Track down the lines that contain "What" and copy them.

● **Data provided**
^^^^^^^^^^^^^^^^
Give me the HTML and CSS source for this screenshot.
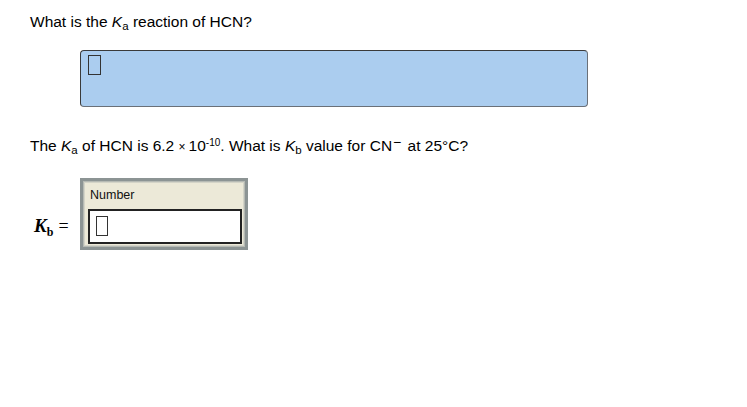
FILE: index.html
```html
<!DOCTYPE html>
<html>
<head>
<meta charset="utf-8">
<link rel="stylesheet" href="styles.css">
</head>
<body>
<div class="page">
  <p class="question">What is the <i>K</i><sub>a</sub> reaction of HCN?</p>
  <div class="answer-box"><span class="cursor"></span></div>
  <p class="question q2">The <i>K</i><sub>a</sub> of HCN is 6.2 <span class="times">×</span>10<sup>-10</sup>. What is <i>K</i><sub>b</sub> value for CN<sup class="minus">−</sup> at 25°C?</p>
  <div class="num-row">
    <div class="kb-label"><b><i>K</i></b><sub><b>b</b></sub><span class="eq">=</span></div>
    <div class="num-widget">
      <div class="num-title">Number</div>
      <div class="num-input"><span class="cursor small"></span></div>
    </div>
  </div>
</div>
</body>
</html>
```
FILE: styles.css
```css
html, body {
  margin: 0;
  padding: 0;
  background: #ffffff;
}
.page {
  padding: 12px 0 0 30px;
  font-family: "Liberation Sans", Arial, sans-serif;
  color: #000;
}
.question {
  margin: 0;
  font-size: 15.5px;
  line-height: 20px;
}
.question sub {
  font-size: 11.5px;
  vertical-align: -3px;
  line-height: 0;
}
.question sup {
  font-size: 10px;
  vertical-align: 5px;
  line-height: 0;
}
.question sup.minus {
  font-size: 14px;
  vertical-align: 4px;
  margin: 0 2px 0 1px;
}
.question .times {
  font-size: 12px;
  margin-right: 3px;
}
.answer-box {
  margin: 18px 0 0 50px;
  width: 508px;
  height: 57px;
  box-sizing: border-box;
  background: #abcdef;
  border: 1px solid #3a3a3a;
  border-right-color: #6a7078;
  border-bottom-color: #6a7078;
  border-radius: 4px;
  padding: 4px 0 0 7px;
}
.cursor {
  display: block;
  width: 13px;
  height: 20px;
  box-sizing: border-box;
  border: 1.5px solid #333;
}
.q2 {
  margin-top: 29px;
}
.num-row {
  display: flex;
  align-items: flex-start;
  margin-top: 21px;
}
.kb-label {
  width: 46px;
  padding: 38px 0 0 4px;
  font-family: "Liberation Serif", "Times New Roman", serif;
  font-size: 19px;
  line-height: 20px;
}
.kb-label sub {
  font-size: 12px;
  vertical-align: -4px;
  line-height: 0;
}
.kb-label .eq {
  margin-left: 5px;
  font-size: 18px;
}
.num-widget {
  width: 168px;
  height: 72px;
  box-sizing: border-box;
  background: #ece9d8;
  border: 3px solid #8c9494;
  box-shadow: inset 0 0 0 1px #b6bab4, inset 0 0 0 2px #d4d4c8;
  padding: 6px 3px 3px 5px;
}
.num-title {
  font-size: 12.5px;
  line-height: 16px;
  padding-left: 2px;
  color: #111;
  height: 22px;
}
.num-input {
  height: 35px;
  box-sizing: border-box;
  background: #fff;
  border: 2px solid #222;
  padding: 5px 0 0 6px;
}
.cursor.small {
  width: 12px;
  height: 20px;
  border: 1px solid #333;
}
```
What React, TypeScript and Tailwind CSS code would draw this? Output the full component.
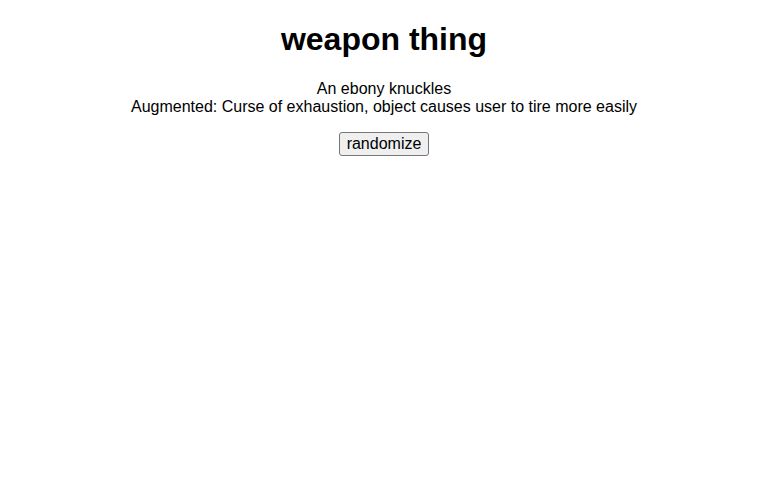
^^^^^^^^^^^^^^^^
● **Task answer**
  <p class="question">What is the <i>K</i><sub>a</sub> reaction of HCN?</p>
  <p class="question q2">The <i>K</i><sub>a</sub> of HCN is 6.2 <span class="times">×</span>10<sup>-10</sup>. What is <i>K</i><sub>b</sub> value for CN<sup class="minus">−</sup> at 25°C?</p>
What React, TypeScript and Tailwind CSS code would draw this? Output the full component.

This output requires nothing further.